As explained above, however, the final rule would cause no impact on small entities since it does not propose to make any changes in requirements applicable to small businesses. Implementation of the suspended rule or any of the alternatives considered would expand the use of helpers and could result in some savings to the Federal government and to recipients of Federal assistance. The impact would depend upon the specifications of the alternative relative to current practice. Even relative to unlimited use, however, possible savings would be very modest, ranging from 0.239 percent of the value of Davis-Bacon annual construction starts (CPS), to 0.359 (adjusted OES), and 0.958 (unadjusted OES) percent and, as discussed in the Department's economic impact analysis in the NPRM, may very well be short-termed.

(4) Reporting, Recordkeeping and Other Compliance Requirements of the Rule

There are no reporting or recording requirements for contractors under the final rule. Nor would there be any such requirements under the suspended rule or any of the alternatives considered. The compliance requirements under any rule regarding helpers would merely require contractors who use helpers to do so in accordance with a chosen regulatory framework and pay helpers at least the prevailing wages for the helper classification as set by the Department.

(5) Description of the Steps Taken To Minimize the Significant Economic Impact on Small Entities Consistent with the Objectives of the Davis-Bacon and Related Acts

The Department carefully analyzed the suspended rule, as well as a number of alternative approaches, to determine whether they could be enforced and administered in a manner consistent with the objectives of the Davis-Bacon and Related Acts. Based on this analysis, the Department concluded that the final rule, which adopts the Department's current policy governing employment of helpers, is the only alternative considered that is both consistent with the purposes of the Davis-Bacon and Related Acts and capable of practical and efficient administration, enforcement, and compliance.

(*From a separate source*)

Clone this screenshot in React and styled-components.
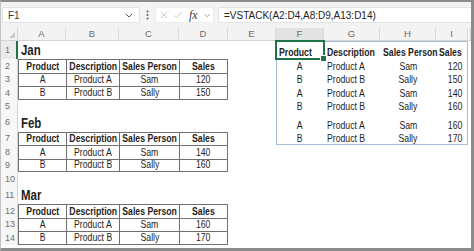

The Department also performed an economic impact analysis wherein the Department estimated the relative economic costs under the suspended rule, the various alternatives considered, and the final rule, respectively. As detailed above, the Department concluded from this analysis that any economic cost savings to the Federal government and recipients of Federal assistance, resulting from the increased use of lower-paid helpers under the suspended rule or any of the other alternatives considered, would be relatively modest. The Department therefore determined that implementation of the final rule, which preserves the status quo concerning employment of helpers on DBRA-covered projects, would not have a significant economic impact on a substantial number of small entities.

Document Preparation

This document was prepared under the direction and control of John R. Fraser, Deputy Administrator, Wage and Hour Division, Employment Standards Administration, U.S. Department of Labor.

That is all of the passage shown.